A note about WUWT fonts, readability, etc

Click to enlarge

UPDATE: 3/11 see the experiment I’m trying above.

In the last couple of days, I’ve gotten several notes from people complaining they have trouble reading WUWT. See sample provided by a reader at left. It seems to make some posts go all caps and small washed out font.

I have no control over this as I’m hosted on the free wordpress.com web service and they constantly upgrade their platform with the latest updates. I suspect some recent upgrade has created a browser incompatibility with older browsers.

Again, I have no control over this, but I do have suggestions.

I’ve traced the problem I believe, so let me offer what I think is a solution. If you are one of those folks that refuses to upgrade from ancient browsers like IE6 and run on 512MB of memory on XP service pack 1, then there’s nothing I can do to help you.

The problem seems centric to IE8 and Windows XP systems, though does seem to show up slightly on IE8 with Windows 7.

I run Firefox, latest version, and never see any of the issues described. I also run Chrome, latest version with no trouble. May I suggest readers having problems try these?

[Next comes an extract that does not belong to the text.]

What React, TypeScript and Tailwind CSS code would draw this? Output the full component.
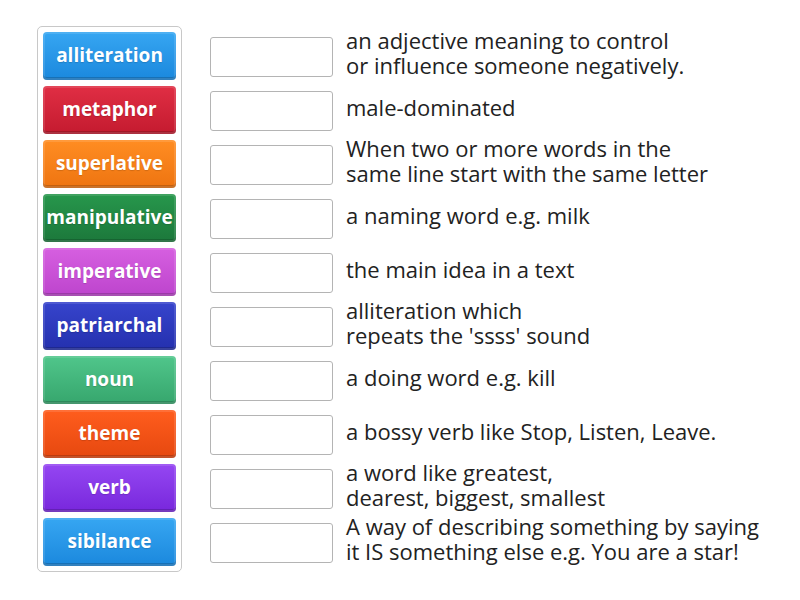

The latest version of Java might also help, as would be upgrades to latest service packs and patches, etc. if you have not done so. Older machines running Windows XP would also benefit from browser upgrades, and would run better especially if you can increase RAM memory. What typically happens in large posts with a lot of comments is that the user can’t load it all due to memory limitations. I’ve found that 2GB RAM in Windows XP is the sweet spot. Memory is cheap these days, and is your best bank for buck performance upgrade.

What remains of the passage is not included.